Although rarely recognized, Justice Scalia often safeguarded the Fourth Amendment rights of criminal defendants. He did so in an era where, through our email accounts, the government could learn more about us than if it searched our cars or homes. So how does a court protect Fourth Amendment rights when the government possesses an ever-expanding array of investigative tools? Justice Scalia’s answer came in United States v. Jones (2012).

In characteristic fashion, Justice Scalia resolved the case by looking to the Founding Fathers. Scalia’s holding for the Court reintroduced a common law trespass conception of the Fourth Amendment. The government had attached a GPS tracking device to Jones’ car to better monitor his movements. Justice Scalia reasoned that the Founders viewed a trespass upon property with intent to monitor as a search under the Fourth Amendment, and the government had done just that in Jones’ case. Therefore, he concluded that the government had violated the Fourth Amendment.

Justice Scalia’s methodology sounds unsurprising for an originalist, but it shocked the lawyers who dealt with criminal procedure. The Court had tried the common law trespass approach before. Prior to Katz v. United States (1967), the presence of a common law trespass determined if a Fourth Amendment violation existed. But Katz’s “reasonable expectation of privacy” test seemed to sound the death knell for that approach. Judges, practitioners, and scholars understood Katz’s test to supplant the common law trespass understanding of what constituted a Fourth Amendment search. Yet forty-five years later, Justice Scalia had resurrected those property-based notions.

Though at first blush Justice Scalia’s new test disadvantaged defendants, it actually expanded the available judicial tools for a court to find a Fourth Amendment violation. Crucially, Justice Scalia’s framework is additive, so the Court never eliminated the Katz test. Indeed, the Court has employed both tests in its post-Jones cases. But of the two, the common law trespass approach is the more structured and rigid analytical framework.
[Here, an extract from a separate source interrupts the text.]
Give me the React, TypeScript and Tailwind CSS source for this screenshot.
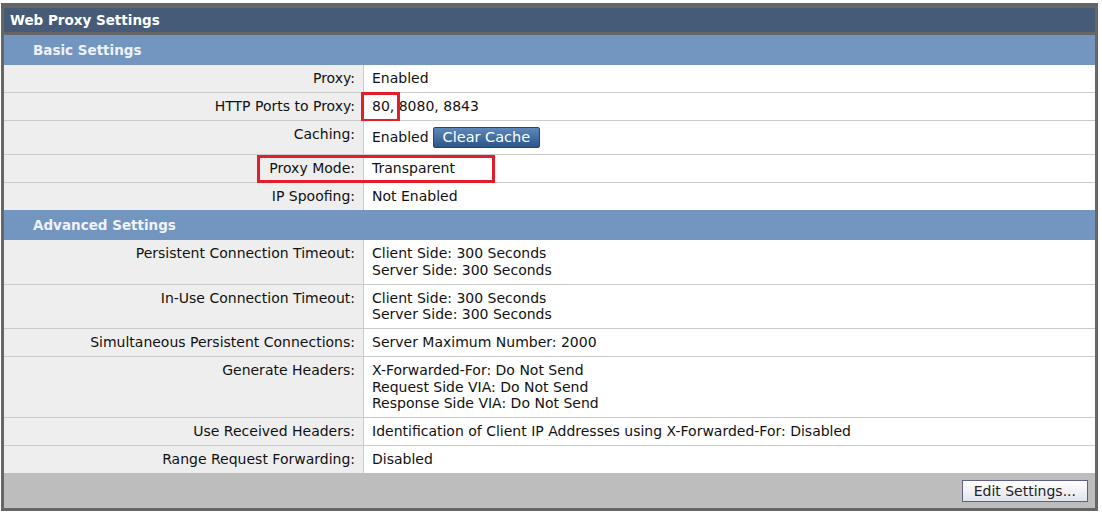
type Row = { label: string; value: React.ReactNode; mark?: "ports" | "mode" };

const basic: Row[] = [
  { label: "Proxy:", value: "Enabled" },
  { label: "HTTP Ports to Proxy:", value: "80, 8080, 8843", mark: "ports" },
  {
    label: "Caching:",
    value: (
      <span className="flex items-center gap-[4px] py-[1px]">
        Enabled
        <button className="h-[21px] rounded-[2px] border border-[#24466e] bg-gradient-to-b from-[#5d88bb] to-[#2c5689] px-[9px] text-[14.5px] leading-[19px] text-white">
          Clear Cache
        </button>
      </span>
    ),
  },
  { label: "Proxy Mode:", value: "Transparent", mark: "mode" },
  { label: "IP Spoofing:", value: "Not Enabled" },
];

const advanced: Row[] = [
  { label: "Persistent Connection Timeout:", value: ["Client Side: 300 Seconds", "Server Side: 300 Seconds"] },
  { label: "In-Use Connection Timeout:", value: ["Client Side: 300 Seconds", "Server Side: 300 Seconds"] },
  { label: "Simultaneous Persistent Connections:", value: "Server Maximum Number: 2000" },
  {
    label: "Generate Headers:",
    value: ["X-Forwarded-For: Do Not Send", "Request Side VIA: Do Not Send", "Response Side VIA: Do Not Send"],
  },
  { label: "Use Received Headers:", value: "Identification of Client IP Addresses using X-Forwarded-For: Disabled" },
  { label: "Range Request Forwarding:", value: "Disabled" },
];

function SettingRow({ row }: { row: Row }) {
  const lines = Array.isArray(row.value) ? row.value : [row.value];
  return (
    <div className="relative flex border-b border-[#cbcbcb] last:border-b-0">
      <div className="w-[360px] shrink-0 border-r border-[#cbcbcb] bg-[#eeeeee] py-[5px] pr-[8px] text-right">
        {row.label}
      </div>
      <div className="flex-1 bg-white py-[5px] pl-[8px]">
        {lines.map((l, i) => (
          <div key={i} className={i > 0 ? "-mt-[0.5px]" : ""}>
            {l}
          </div>
        ))}
      </div>
      {row.mark === "ports" && (
        <div className="pointer-events-none absolute left-[357px] top-[-1px] h-[30px] w-[39px] border-[3px] border-[#e41d2a]" />
      )}
      {row.mark === "mode" && (
        <div className="pointer-events-none absolute left-[253px] top-0 h-[28px] w-[238px] border-[3px] border-[#e41d2a]" />
      )}
    </div>
  );
}

function Section({ title, rows }: { title: string; rows: Row[] }) {
  return (
    <div>
      <div className="h-[30px] bg-[#7396c0] pl-[29px] text-[13.5px] font-bold leading-[30px] text-[#eef2fb]">{title}</div>
      {rows.map((r) => (
        <SettingRow key={r.label} row={r} />
      ))}
    </div>
  );
}

export default function App() {
  return (
    <div className="h-[515px] w-[1102px] bg-white pl-[1px] pt-[3px] font-['DejaVu_Sans',Verdana,sans-serif] text-[14px] leading-[17px] text-[#111]">
      <div className="w-[1097px] border-x-[3px] border-b-[3px] border-t-[5px] border-[#666666] bg-[#666666]">
        <div className="h-[24px] bg-[#455b77] pl-[6px] text-[13.5px] font-bold leading-[24px] text-white">
          Web Proxy Settings
        </div>
        <div className="mt-[3px]">
          <Section title="Basic Settings" rows={basic} />
          <Section title="Advanced Settings" rows={advanced} />
        </div>
        <div className="flex h-[35px] items-center justify-end bg-[#bdbdbd] pr-[7px]">
          <button className="h-[22px] border border-[#5d5f86] bg-gradient-to-b from-white to-[#e2e4ee] px-[11px] text-[14px] leading-[20px] text-[#222]">
            Edit Settings...
          </button>
        </div>
      </div>
    </div>
  );
}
That structure and rigidity provide two immediate benefits to law enforcement, defendants, and courts—administrability and fixed expectations.

The common law trespass test provides a simple and easy analysis for the court. The underlying principles of common law trespass are learned in most torts or property classes, and the inquiry is based on objective facts. Did the police cross the defendant’s property? Did they do so with the intent to observe the defendant’s person, house, papers, or effects? A court can answer those questions quickly as opposed to making the more nebulous Katz determination.

Moreover, Justice Scalia’s framework creates a baseline set of protections for criminal defendants. The Katz framework is variable and subject to fluctuation because it depends on what society recognizes as reasonable, leading to different conclusions in different periods of American history. So while Katz currently protects our telephone conversations, our email accounts, and the data on our cell phones, there is no guarantee that it will continue to do so. The increasingly universal nature of the Internet is changing the meaning of the word “privacy” and reframing what degree of publicity is reasonable. Yet Justice Scalia’s interpretation provides rigidity. Even if two hundred years from now society believes that there is no reasonable expectation of privacy in an automobile, Justice Scalia’s test will still protect criminal defendants.

With Justice Scalia’s death, the Court and criminal defendants have lost an ardent supporter of the Fourth Amendment. That loss is regrettable (despite my disagreement with Justice Scalia on other issues). For as the Court’s 9-0 judgment in Jones demonstrated, the Court is adapting Fourth Amendment jurisprudence to the age of technology. Justice Scalia’s presence would have guarded criminal defendants in both the short-term and the long-term. Let’s hope the next justice does the same.